Es ist eine Tatsache, dass täglich Hunderte von voll beladenen israelischen LKW Tausende Tonnen an Lebensmitteln nach Gaza transportieren und dass 70 % der Elektrizität, die die Bevölkerung von Gaza verbraucht, aus Israel stammen.

An einem einzigen Tag pumpt Israel hundert Mal mehr lebenswichtige Güter nach Gaza, als die sogenannte Gaza-Flotte an Bord hatte.

Ich unterstütze auch weiterhin die Zwei-Staaten-Lösung, solange die Mehrheit der Israeli und Palästinenser dafür votieren.

Und was den Versuch der Gaza-Flotte betrifft, in Gaza zu landen – ihn hätte ich gerne unterstützt, wenn die Besatzung sich bereiterklärt hätte, eine Nachricht von Gilad Shalits Eltern an ihren seit vier Jahren inhaftierten Sohn zu überbringen; und wenn sie auf einem Treffen mit Gilad Shalit als conditio sine qua non bestanden hätte.

Aber bedauerliches Faktum ist, dass die Organisatoren der Schiffsflotte sich der elterlichen Bitte verweigert haben.

Durch diese arrogante Weigerung und herzlose Zurückweisung eines humanitären Anliegens geriet die gesamte Gaza-Aktion zu einem Unterfangen bar jedes moralischen Ziels.

Was immer auch die ursprünglichen Absichten waren - die Tatsache, dass Mitglieder der Flotte beim Zusammenstoß mit israelischen Kommandos nicht nur „kalte“, sondern auch Feuerwaffen benutzten, beweist, dass deren hauptsächliche Intention im Schüren eines „Großbrandes“ bestand, der die bilateralen Kontakte, die vor ein paar Tagen zwischen den palästinensischen Machthabern und Israel geknüpft worden sind, zerstören sollte.

Ich fürchte, dass die als Friedensstifter verkleideten Provokateure - mit Unterstützung unserer unfähigen Regierung, die die ganze Materie besonders ungeschickt handhabt – ihr Ziel erreicht haben.

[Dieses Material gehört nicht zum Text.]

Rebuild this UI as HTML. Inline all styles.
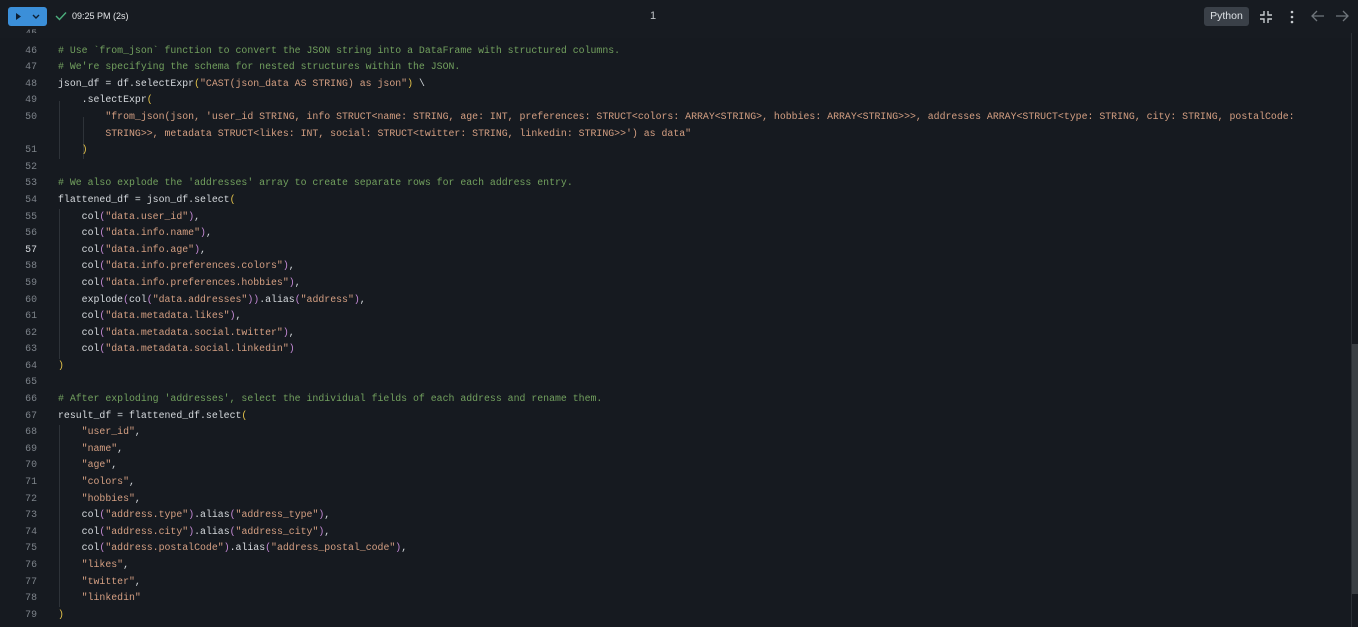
<!DOCTYPE html>
<html><head><meta charset="utf-8"><style>
html,body{margin:0;padding:0;background:#161a20;width:1358px;height:627px;overflow:hidden;font-family:"Liberation Sans",sans-serif}
.top{position:absolute;left:0;top:0;width:1358px;height:33px;background:#171b21}
.run{position:absolute;left:8px;top:7px;width:39px;height:19px;background:#3b8fd9;border-radius:3px}
.code{position:absolute;left:0;top:26px;font-family:"Liberation Mono",monospace;font-size:9.87px;line-height:16.6px;color:#d6dade}
.r{height:16.6px;position:relative}
.n{position:absolute;left:0;width:37px;text-align:right;color:#7d838a}
.t{position:absolute;left:58px;white-space:pre}
.c{color:#72a05e}.s{color:#d49f82}.p{color:#e3c24a}.b{color:#c58ad6}
.g{position:absolute;width:1px;background:#2e3339}
</style></head><body>
<div class="top"></div>
<div class="run"><svg width="39" height="19"><path d="M8 6 L13 9.5 L8 13Z" fill="#0d1f33"/><path d="M25 8 L28 11 L31 8" stroke="#0d1f33" stroke-width="1.4" fill="none"/></svg></div>
<svg style="position:absolute;left:55px;top:11px" width="12" height="10"><path d="M1 5 L4.5 8.5 L11 1.5" stroke="#4caf7d" stroke-width="1.4" fill="none"/></svg>
<div style="position:absolute;left:72px;top:11px;font-size:9px;color:#e6e8ea">09:25 PM (2s)</div>
<div style="position:absolute;left:650px;top:10px;font-size:11px;color:#c0c4c8">1</div>
<div style="position:absolute;left:1204px;top:7px;width:45px;height:19px;background:#3a4048;border-radius:3px;color:#dde1e5;font-size:10.5px;line-height:19px;text-align:center">Python</div>
<svg style="position:absolute;left:1259px;top:10px" width="14" height="14" fill="none" stroke="#c8ccd0" stroke-width="1.4"><path d="M5 1v4H1M9 1v4h4M5 13V9H1M9 13V9h4"/></svg>
<svg style="position:absolute;left:1288px;top:9px" width="8" height="16" fill="#c8ccd0"><circle cx="4" cy="3" r="1.3"/><circle cx="4" cy="8" r="1.3"/><circle cx="4" cy="13" r="1.3"/></svg>
<svg style="position:absolute;left:1311px;top:10px" width="14" height="12" fill="none" stroke="#70767c" stroke-width="1.3"><path d="M13 6H1M6 1L1 6l5 5"/></svg>
<svg style="position:absolute;left:1335px;top:10px" width="14" height="12" fill="none" stroke="#70767c" stroke-width="1.3"><path d="M1 6h12M8 1l5 5-5 5"/></svg>
<div style="position:absolute;left:1351px;top:33px;width:1px;height:594px;background:#2a2f35"></div>
<div style="position:absolute;left:1352px;top:344px;width:6px;height:250px;background:#3a3f44"></div>
<div class="g" style="left:59px;top:101px;height:58px"></div>
<div class="g" style="left:83px;top:117px;height:42px"></div>
<div class="g" style="left:59px;top:209px;height:150px"></div>
<div class="g" style="left:59px;top:425px;height:182px"></div>
<div class="code">
<div class="r"><span class="n">45</span></div>
<div class="r"><span class="n">46</span><span class="t c"># Use `from_json` function to convert the JSON string into a DataFrame with structured columns.</span></div>
<div class="r"><span class="n">47</span><span class="t c"># We're specifying the schema for nested structures within the JSON.</span></div>
<div class="r"><span class="n">48</span><span class="t">json_df = df.selectExpr<span class="p">(</span><span class="s">"CAST(json_data AS STRING) as json"</span><span class="p">)</span> \</span></div>
<div class="r"><span class="n">49</span><span class="t">    .selectExpr<span class="p">(</span></span></div>
<div class="r"><span class="n">50</span><span class="t s">        "from_json(json, 'user_id STRING, info STRUCT&lt;name: STRING, age: INT, preferences: STRUCT&lt;colors: ARRAY&lt;STRING&gt;, hobbies: ARRAY&lt;STRING&gt;&gt;&gt;, addresses ARRAY&lt;STRUCT&lt;type: STRING, city: STRING, postalCode:</span></div>
<div class="r"><span class="t s">        STRING&gt;&gt;, metadata STRUCT&lt;likes: INT, social: STRUCT&lt;twitter: STRING, linkedin: STRING&gt;&gt;') as data"</span></div>
<div class="r"><span class="n">51</span><span class="t">    <span class="p">)</span></span></div>
<div class="r"><span class="n">52</span></div>
<div class="r"><span class="n">53</span><span class="t c"># We also explode the 'addresses' array to create separate rows for each address entry.</span></div>
<div class="r"><span class="n">54</span><span class="t">flattened_df = json_df.select<span class="p">(</span></span></div>
<div class="r"><span class="n">55</span><span class="t">    col<span class="b">(</span><span class="s">"data.user_id"</span><span class="b">)</span>,</span></div>
<div class="r"><span class="n">56</span><span class="t">    col<span class="b">(</span><span class="s">"data.info.name"</span><span class="b">)</span>,</span></div>
<div class="r"><span class="n" style="color:#d8dce0">57</span><span class="t">    col<span class="b">(</span><span class="s">"data.info.age"</span><span class="b">)</span>,</span></div>
<div class="r"><span class="n">58</span><span class="t">    col<span class="b">(</span><span class="s">"data.info.preferences.colors"</span><span class="b">)</span>,</span></div>
<div class="r"><span class="n">59</span><span class="t">    col<span class="b">(</span><span class="s">"data.info.preferences.hobbies"</span><span class="b">)</span>,</span></div>
<div class="r"><span class="n">60</span><span class="t">    explode<span class="b">(</span>col<span class="b">(</span><span class="s">"data.addresses"</span><span class="b">))</span>.alias<span class="b">(</span><span class="s">"address"</span><span class="b">)</span>,</span></div>
<div class="r"><span class="n">61</span><span class="t">    col<span class="b">(</span><span class="s">"data.metadata.likes"</span><span class="b">)</span>,</span></div>
<div class="r"><span class="n">62</span><span class="t">    col<span class="b">(</span><span class="s">"data.metadata.social.twitter"</span><span class="b">)</span>,</span></div>
<div class="r"><span class="n">63</span><span class="t">    col<span class="b">(</span><span class="s">"data.metadata.social.linkedin"</span><span class="b">)</span></span></div>
<div class="r"><span class="n">64</span><span class="t p">)</span></div>
<div class="r"><span class="n">65</span></div>
<div class="r"><span class="n">66</span><span class="t c"># After exploding 'addresses', select the individual fields of each address and rename them.</span></div>
<div class="r"><span class="n">67</span><span class="t">result_df = flattened_df.select<span class="p">(</span></span></div>
<div class="r"><span class="n">68</span><span class="t">    <span class="s">"user_id"</span>,</span></div>
<div class="r"><span class="n">69</span><span class="t">    <span class="s">"name"</span>,</span></div>
<div class="r"><span class="n">70</span><span class="t">    <span class="s">"age"</span>,</span></div>
<div class="r"><span class="n">71</span><span class="t">    <span class="s">"colors"</span>,</span></div>
<div class="r"><span class="n">72</span><span class="t">    <span class="s">"hobbies"</span>,</span></div>
<div class="r"><span class="n">73</span><span class="t">    col<span class="b">(</span><span class="s">"address.type"</span><span class="b">)</span>.alias<span class="b">(</span><span class="s">"address_type"</span><span class="b">)</span>,</span></div>
<div class="r"><span class="n">74</span><span class="t">    col<span class="b">(</span><span class="s">"address.city"</span><span class="b">)</span>.alias<span class="b">(</span><span class="s">"address_city"</span><span class="b">)</span>,</span></div>
<div class="r"><span class="n">75</span><span class="t">    col<span class="b">(</span><span class="s">"address.postalCode"</span><span class="b">)</span>.alias<span class="b">(</span><span class="s">"address_postal_code"</span><span class="b">)</span>,</span></div>
<div class="r"><span class="n">76</span><span class="t">    <span class="s">"likes"</span>,</span></div>
<div class="r"><span class="n">77</span><span class="t">    <span class="s">"twitter"</span>,</span></div>
<div class="r"><span class="n">78</span><span class="t">    <span class="s">"linkedin"</span></span></div>
<div class="r"><span class="n">79</span><span class="t p">)</span></div>
</div>
<div style="position:absolute;left:0;top:33px;width:1351px;height:5px;background:#171b21"></div>
</body></html>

Also – mit wem sollte ich in diesen Tagen solidarisch sein?
Ich kann nur Wut empfinden und Ekel gegenüber all jenen betrügerischen Politikern auf beiden Seiten, die noch Öl ins Feuer gießen, um uns in einen neuen unnützen Krieg zu treiben, der den Völkern von Gaza und Israel nur noch mehr Leid und Zerstörung bringen würde.

Ein arabisches Sprichwort sagt: Ein kluger Feind ist besser als ein dummer Freund.

Unglücklicherweise haben beide Völker einen nicht besonders klugen Feind - und ziemlich dumme Freunde.

Gott helfe ihnen!
Ich kann Ihnen versichern: Niemand in Israel ist glücklich über dieses neue, völlig unnötige und absurde Drama. Denn die Gewinner werden weder die Palästinenser noch die Israeli sein, noch die paar naiven Friedensstifter, die sich auf den Schiffen mit den Provokateuren vereinten: Der einzige Gewinner wird wieder einmal die Dummheit der Menschen sein. Wie sagte Einstein so richtig: Am Ende des Tages ist es immer die Dummheit, die triumphiert.